Auch für ihre Angestellten sei das Ganze teils existenzgefährdend. Glücklicherweise ist der Januar der erste Monat, in dem die angestellten Friseurinnen wirklich nur mit dem 60-Prozent-Kurzarbeitergehalt auskommen müssen. Im ersten Lockdown und im Dezember, konnte Selmani das Gehalt noch aufstocken. Da nun keine Hilfen da sind, geht auch das nicht mehr.

Neues Problem: Schwarzarbeit

Durch die anhaltende Schließung der Salons steht die Branche inzwischen vor einem neuen Problem. Die Anfragen nach Schwarzarbeit mehren sich, Selmani weiß von Fällen, wo die finanziellen Sorgen zu groß sind, um den fehlenden Lohn nicht durch einen privaten Haarschnitt etwas auszugleichen. Die Stammkunden sind ihrem Salon glücklicherweise treu, unterstützen mit Produkt- und Gutscheineinkäufen und wissen, dass es bei Alessa Hairdesign keine Schwarzarbeit gibt. Trotzdem gab es wohl einige Anfragen. Diese Entwicklung sieht Selmani mit Sorge, denn:

Schwarzarbeit schadet nicht nur der Branche und der Wirtschaft, auch hat man ein unkontrolliertes Hygieneverhalten und ist nicht so sicher wie beim Friseur, der ja alle Hygiene- und Sicherheitsmaßnahmen einhält.

Es ist Selmani wichtig zu betonen, dass ihr Fokus natürlich auf der Gesundheit aller liegt, doch sie wünscht sich, dass sich etwas an der Situation ändert. Vor allem verlangt sie schnelle, unbürokratische Hilfen. “Wieso erhalten wir nicht wieder 75% vom Umsatz des Vorjahres, die jetzige Überbrückungshilfe sieht nur eine Erstattung der Betriebskosten vor. Wir Unternehmer bekommen nichts, dabei haben auch wir Lebenshaltungskosten. Ebenso würde ich mir sehr wünschen, dass das Kurzarbeitergeld auf mindestes 80% angehoben wird”.
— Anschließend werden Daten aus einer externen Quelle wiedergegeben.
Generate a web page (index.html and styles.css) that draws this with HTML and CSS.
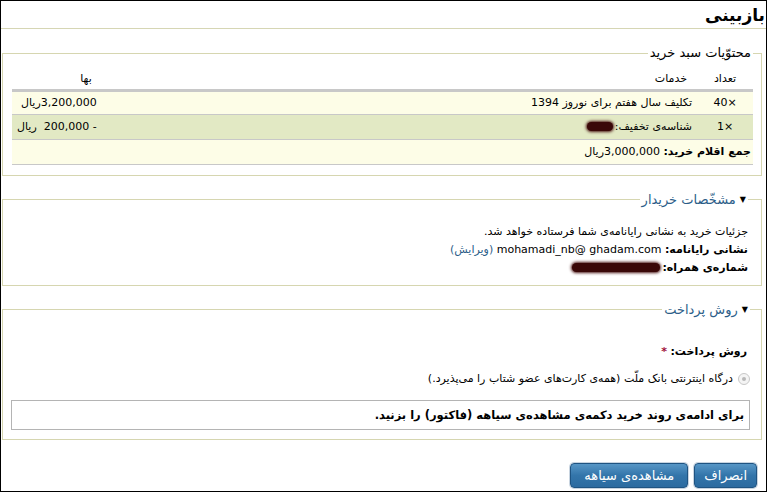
FILE: index.html
```html
<!DOCTYPE html>
<html lang="fa" dir="rtl">
<head>
<meta charset="utf-8">
<title>بازبینی</title>
<link rel="stylesheet" href="styles.css">
</head>
<body>
<div class="page">
  <h1 class="title">بازبینی</h1>

  <fieldset class="box cart">
    <legend class="legend-plain">محتوّیات سبد خرید</legend>
    <table class="items">
      <thead>
        <tr>
          <th class="c-qty">تعداد</th>
          <th class="c-desc">خدمات</th>
          <th class="c-price">بها</th>
        </tr>
      </thead>
      <tbody>
        <tr class="row-a row-first">
          <td class="c-qty">×40</td>
          <td class="c-desc">تکلیف سال هفتم برای نوروز 1394</td>
          <td class="c-price">3,200,000ریال</td>
        </tr>
        <tr class="row-b">
          <td class="c-qty">×1</td>
          <td class="c-desc">شناسه‌ی تخفیف:<span class="blob blob-code"></span></td>
          <td class="c-price"><span class="neg">- 200,000</span>&nbsp; ریال</td>
        </tr>
        <tr class="row-a">
          <td class="total" colspan="3"><b>جمع اقلام خرید:</b> 3,000,000ریال</td>
        </tr>
      </tbody>
    </table>
  </fieldset>

  <fieldset class="box buyer">
    <legend class="legend-link"><span class="caret">▼</span> مشخّصات خریدار</legend>
    <div class="line">جزئیات خرید به نشانی رایانامه‌ی شما فرستاده خواهد شد.</div>
    <div class="line"><b class="lbl">نشانی رایانامه:</b> mohamadi_nb@ ghadam.com <a class="edit" href="#">(ویرایش)</a></div>
    <div class="line"><b class="lbl">شماره‌ی همراه:</b><span class="blob blob-phone"></span></div>
  </fieldset>

  <fieldset class="box pay">
    <legend class="legend-link"><span class="caret">▼</span> روش پرداخت</legend>
    <div class="pay-label"><b>روش پرداخت:</b> <span class="req">*</span></div>
    <label class="radio-line"><span class="radio"><span class="radio-dot"></span></span>درگاه اینترنتی بانک ملّت (همه‌ی کارت‌های عضو شتاب را می‌پذیرد.)</label>
    <div class="notice">برای ادامه‌ی روند خرید دکمه‌ی مشاهده‌ی سیاهه (فاکتور) را بزنید.</div>
  </fieldset>

  <div class="actions">
    <button class="btn" type="button">انصراف</button>
    <button class="btn btn-wide" type="button">مشاهده‌ی سیاهه</button>
  </div>
</div>
</body>
</html>
```
FILE: styles.css
```css
* { box-sizing: border-box; }
html, body { margin: 0; padding: 0; background: #fff; }
body {
  font-family: "DejaVu Sans", Tahoma, sans-serif;
  font-size: 11px;
  color: #000;
}
.page {
  width: 767px;
  height: 492px;
  border: 1px solid #000;
  direction: rtl;
  display: flex;
  flex-direction: column;
}
.title {
  margin: 0;
  height: 28px;
  padding: 4px 1px 0 0;
  font-size: 17px;
  font-weight: bold;
  line-height: 21px;
  border-bottom: 1px solid #d6d6b4;
}
.box {
  margin: 0 4px 0 1px;
  border: 1px solid #d6d6b0;
  min-width: 0;
}
.box legend { padding: 0 2px; line-height: 14px; }
.legend-plain { font-size: 13px; color: #000; }
.legend-link { font-size: 13px; color: #2b5d88; }
.caret { font-size: 8px; color: #000; vertical-align: 2px; }

.cart { margin-top: 17px; padding: 0 8px 10px 9px; }
.items {
  width: 100%;
  border-collapse: collapse;
  margin-top: 11px;
}
.items th {
  font-weight: normal;
  height: 19px;
  padding: 0 5px 3px;
  vertical-align: middle;
  border-bottom: 3px solid #c8c8c8;
  text-align: right;
}
.items td {
  height: 25px;
  padding: 0 5px;
  border-bottom: 1px solid #c8c8c8;
  white-space: nowrap;
}
.items .row-first td { height: 24px; }
.items .c-qty { width: 56px; text-align: center; }
.items .c-price { width: 88px; }
th.c-desc { padding-right: 10px; }
th.c-price { padding-right: 10px; }
.row-a td { background: #fdfde7; }
.row-b td { background: #e2e9c4; }
.items td.total { text-align: right; padding-right: 2px; }

.blob {
  display: inline-block;
  background: #3a0808;
  border-radius: 6px;
  height: 9px;
  vertical-align: -1px;
  box-shadow: 0 0 3px 1px #4a1515;
}
.blob-code { width: 26px; margin-right: 2px; }
.blob-phone { width: 88px; margin-right: 2px; }

.buyer { margin-top: 17px; padding: 16px 13px 8px 10px; }
.line { height: 18px; line-height: 18px; }
.lbl { font-weight: bold; }
.edit { color: #2b5d88; text-decoration: none; }

.pay { margin-top: 17px; padding: 22px 11px 9px 8px; }
.pay-label { height: 26px; line-height: 26px; padding-right: 3px; }
.req { color: #a0113a; font-weight: bold; }
.radio-line {
  display: flex;
  align-items: center;
  gap: 5px;
  height: 28px;
  padding-right: 0;
}
.radio {
  width: 12px;
  height: 12px;
  border-radius: 50%;
  border: 1px solid #c8c8c8;
  background: #f4f4f4;
  display: flex;
  align-items: center;
  justify-content: center;
}
.radio-dot { width: 4px; height: 4px; border-radius: 50%; background: #b8b8b8; }
.notice {
  margin-top: 7px;
  height: 30px;
  border: 1px solid #b4b4b4;
  padding: 0 5px;
  line-height: 28px;
  font-size: 11.5px;
  font-weight: bold;
  background: #fff;
}

.actions {
  margin-top: auto;
  display: flex;
  gap: 6px;
  padding: 0 9px 3px 0;
}
.btn {
  font-family: "DejaVu Sans", Tahoma, sans-serif;
  font-size: 13px;
  color: #fff;
  height: 25px;
  padding: 0 9px;
  border: 1px solid #1f5482;
  border-radius: 4px;
  background: linear-gradient(#5796c6, #3375aa 50%, #2c6ba0);
  box-shadow: 0 0 0 1px #c8d4e0;
}
.btn-wide { padding: 0 13px; }
```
Trotz allem will Selmani positiv bleiben. Sie sei dankbar für ihre Familie und ihr Team. Sie erklärt: “Wir haben regelmäßig Telefon Meetings, wir bieten Click&Collect an, wir halten unsere Kunden über die sozialen Netzwerke auf dem Laufenden und bilden uns während des Lockdowns online weiter. Wir halten zusammen und sehen positiv nach vorn, denn irgendwann wird es ja wieder weiter gehen, deshalb investieren wir weiter in die Zukunft.”

In Gmund kaum mehr Verständnis

Der Gmunder Friseur Matthias Lühr hat mittlerweile wenig Verständnis für sein Berufsverbot. Auch er weist auf die extrem schwierige finanzielle Situation der Unternehmer hin. Gelder kommen verspätet oder zunächst gar nicht, Mitarbeiter sind auf Kurzarbeiterlöhne angewiesen und dass der Friseurberuf im niedrigeren Lohnsektor liegt, macht die Dinge nicht einfacher. Lühr bezahlt ebenso wie Selmani bisher weiterhin 100 Prozent Lohn an seine Mitarbeiter. Man sei ja schließlich ein Team.
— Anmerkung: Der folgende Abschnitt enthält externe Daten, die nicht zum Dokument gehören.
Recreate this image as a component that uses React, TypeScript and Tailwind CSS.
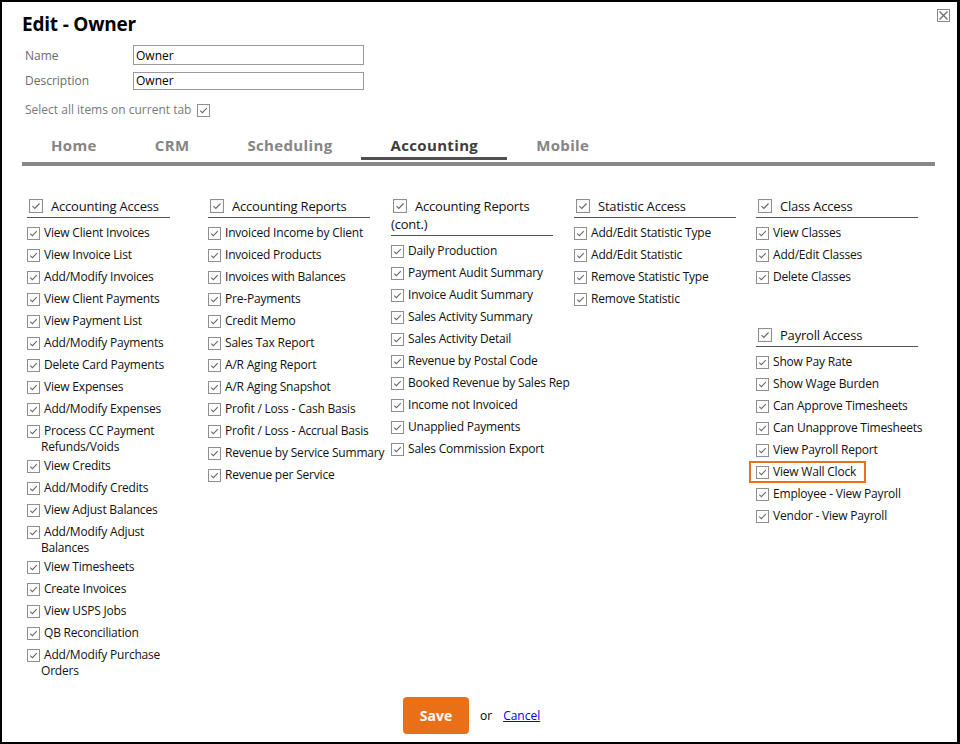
import React from 'react';

type Item = { label: React.ReactNode; mark?: boolean };
type Group = { title: React.ReactNode; items: Item[] };

const FONT = "font-['Open_Sans','Noto_Sans',sans-serif]";

const Check: React.FC<{ big?: boolean }> = ({ big }) => (
  <svg
    width={big ? 14 : 13}
    height={big ? 14 : 13}
    viewBox="0 0 13 13"
    className="shrink-0"
  >
    <rect x="0.5" y="0.5" width="12" height="12" fill="#fff" stroke="#8f8f8f" />
    <path d="M3.2 6.6 L5.4 8.7 L9.8 4.2" fill="none" stroke="#6a6a6a" strokeWidth="1.1" />
  </svg>
);

const Row: React.FC<{ item: Item }> = ({ item }) => (
  <div className="relative flex items-start gap-[4px] min-h-[22px]">
    {item.mark && (
      <span className="absolute left-[-7px] top-0 w-[117px] h-[22px] border-2 border-[#e8711a]" />
    )}
    <span className="mt-[5px]">
      <Check />
    </span>
    <span className="pt-[3px] leading-[16px] whitespace-nowrap [text-indent:3px] -ml-[3px]">
      {item.label}
    </span>
  </div>
);

const Block: React.FC<{ group: Group; width: number; className?: string }> = ({
  group,
  width,
  className,
}) => (
  <div className={className}>
    <div
      className="flex items-start gap-[8px] pl-[2px] pb-[2px] border-b border-[#555] text-[13px] leading-[18px] text-[#111]"
      style={{ width }}
    >
      <span className="mt-[2px]">
        <Check big />
      </span>
      <span>{group.title}</span>
    </div>
    <div className="mt-[4px] text-[12px] text-[#111]">
      {group.items.map((it, i) => (
        <Row key={i} item={it} />
      ))}
    </div>
  </div>
);

const L = (s: string): Item => ({ label: s });
const W = (a: string, b: string): Item => ({
  label: (
    <>
      {a}
      <br />
      {b}
    </>
  ),
});

const accountingAccess: Group = {
  title: 'Accounting Access',
  items: [
    L('View Client Invoices'),
    L('View Invoice List'),
    L('Add/Modify Invoices'),
    L('View Client Payments'),
    L('View Payment List'),
    L('Add/Modify Payments'),
    L('Delete Card Payments'),
    L('View Expenses'),
    L('Add/Modify Expenses'),
    W('Process CC Payment', 'Refunds/Voids'),
    L('View Credits'),
    L('Add/Modify Credits'),
    L('View Adjust Balances'),
    W('Add/Modify Adjust', 'Balances'),
    L('View Timesheets'),
    L('Create Invoices'),
    L('View USPS Jobs'),
    L('QB Reconciliation'),
    W('Add/Modify Purchase', 'Orders'),
  ],
};

const accountingReports: Group = {
  title: 'Accounting Reports',
  items: [
    'Invoiced Income by Client',
    'Invoiced Products',
    'Invoices with Balances',
    'Pre-Payments',
    'Credit Memo',
    'Sales Tax Report',
    'A/R Aging Report',
    'A/R Aging Snapshot',
    'Profit / Loss - Cash Basis',
    'Profit / Loss - Accrual Basis',
    'Revenue by Service Summary',
    'Revenue per Service',
  ].map(L),
};

const accountingReportsCont: Group = {
  title: (
    <>
      Accounting Reports
      <br />
      <span className="-ml-[24px]">(cont.)</span>
    </>
  ),
  items: [
    'Daily Production',
    'Payment Audit Summary',
    'Invoice Audit Summary',
    'Sales Activity Summary',
    'Sales Activity Detail',
    'Revenue by Postal Code',
    'Booked Revenue by Sales Rep',
    'Income not Invoiced',
    'Unapplied Payments',
    'Sales Commission Export',
  ].map(L),
};

const statisticAccess: Group = {
  title: 'Statistic Access',
  items: ['Add/Edit Statistic Type', 'Add/Edit Statistic', 'Remove Statistic Type', 'Remove Statistic'].map(L),
};

const classAccess: Group = {
  title: 'Class Access',
  items: ['View Classes', 'Add/Edit Classes', 'Delete Classes'].map(L),
};

const payrollAccess: Group = {
  title: 'Payroll Access',
  items: [
    L('Show Pay Rate'),
    L('Show Wage Burden'),
    L('Can Approve Timesheets'),
    L('Can Unapprove Timesheets'),
    L('View Payroll Report'),
    { label: 'View Wall Clock', mark: true },
    L('Employee - View Payroll'),
    L('Vendor - View Payroll'),
  ],
};

const tabs = ['Home', 'CRM', 'Scheduling', 'Accounting', 'Mobile'];

const App: React.FC = () => {
  return (
    <div
      className={`${FONT} relative w-[960px] h-[744px] bg-white border-2 border-r-[3px] border-black overflow-hidden`}
    >
      {/* close */}
      <div className="absolute right-[7px] top-[7px] w-[13px] h-[13px] border border-[#8a8a8a] flex items-center justify-center">
        <svg width="11" height="11" viewBox="0 0 11 11">
          <path d="M1.5 1.5 L9.5 9.5 M9.5 1.5 L1.5 9.5" stroke="#6f6f6f" strokeWidth="1.3" />
        </svg>
      </div>

      <div className="pl-[20px] pt-[10px]">
        <h1 className="text-[19px] leading-[24px] font-bold text-black tracking-[-0.2px]">
          Edit - Owner
        </h1>

        {/* name / description */}
        <div className="mt-[9px] flex flex-col gap-[6px] text-[12px]">
          <div className="flex items-center">
            <label className="w-[111px] pl-[3px] pt-[1px] text-[#6b6b6b]">Name</label>
            <input
              readOnly
              value="Owner"
              className="w-[231px] h-[20px] border border-[#9a9a9a] px-[2px] text-[12px] text-black outline-none"
            />
          </div>
          <div className="flex items-center">
            <label className="w-[111px] pl-[3px] pt-[1px] text-[#6b6b6b]">Description</label>
            <input
              readOnly
              value="Owner"
              className="w-[231px] h-[18px] border border-[#9a9a9a] px-[2px] text-[12px] text-black outline-none"
            />
          </div>
        </div>

        <div className="mt-[11px] pl-[3px] flex items-center gap-[6px] text-[12px] text-[#7a7a7a]">
          <span>Select all items on current tab</span>
          <Check />
        </div>

        {/* tabs */}
        <div className="mt-[16px] w-[913px]">
          <div className="flex">
            {tabs.map((t) => {
              const active = t === 'Accounting';
              return (
                <div
                  key={t}
                  className={`px-[29px] pb-[2px] text-[15px] font-bold leading-[20px] tracking-[0.35px] border-b-[3px] ${
                    active ? 'text-[#3d3d3d] border-[#505050]' : 'text-[#858585] border-transparent'
                  }`}
                >
                  {t}
                </div>
              );
            })}
          </div>
          <div className="mt-[2px] h-[4px] bg-[#888888]" />
        </div>

        {/* permission columns */}
        <div className="mt-[31px] pl-[5px] flex items-start gap-[20px] tracking-[-0.2px]">
          <Block group={accountingAccess} width={143} className="w-[161px]" />
          <Block group={accountingReports} width={162} className="w-[163px]" />
          <Block group={accountingReportsCont} width={162} className="w-[163px]" />
          <Block group={statisticAccess} width={162} className="w-[162px]" />
          <div className="w-[163px]">
            <Block group={classAccess} width={162} />
            <Block group={payrollAccess} width={162} className="mt-[38px]" />
          </div>
        </div>
      </div>

      {/* footer */}
      <div className="absolute left-0 bottom-[8px] flex items-center gap-[11px] text-[12px] pl-[401px]">
        <button className="w-[66px] h-[37px] rounded-[4px] bg-[#ea7018] text-white font-bold text-[14px]">
          Save
        </button>
        <span className="text-black">or</span>
        <a href="#" className="text-[#0000ee] underline">
          Cancel
        </a>
      </div>
    </div>
  );
};

export default App;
Der Wunsch nach einem Haarschnitt ist scheinbar bei vielen übermächtig. Bereits im Januar habe er Anfragen bekommen, nach dem Motto: “Kommst du jetzt auch mal privat vorbei?” Seine Mitarbeiterinnen werden teils von völlig unbekannten kontaktiert, Menschen, die nicht einmal Kunden sind, aber nach ihrer Dienstleistung verlangen.

Der Friseur hat auch einen Anteil am Wohlbefinden der Menschen.

“Niemand sieht morgens gerne in den Spiegel und hat ungepflegte Haare”, meint Lühr. Das sei nur eine weitere psychische Belastung im Lockdown.

Was sollen wir denn noch machen?

Für den Unternehmer stellt sich mittlerweile die Frage nach der Verhältnismäßigkeit der Maßnahmen, das Berufsverbot für Kosmetiker und Friseure betreffend. “Wir haben in Hygienemaßnahmen investiert, wir führen Kontaktlisten, lüften, arbeiten mit FFP2 Masken und haben überall Desinfektionsspender. Was sollen wir noch machen?”

Das Friseurhandwerk sei das einzige Handwerk, welches seiner Tätigkeit momentan nicht nachgehen darf, und das obwohl hier hohe Hygienestandards eingehalten werden. Allein die starken Anfragen nach Schwarzarbeit sind ein Zeichen, wie sehr sich die Menschen wieder nach etwas Alltag und Normalität sehnen. “Vielleicht”, überlegt der Friseur, “sollte man den Menschen das wieder etwas mehr geben, dann fällt es auch sicherlich wieder leichter, sich besser an Maßnahmen zu halten.”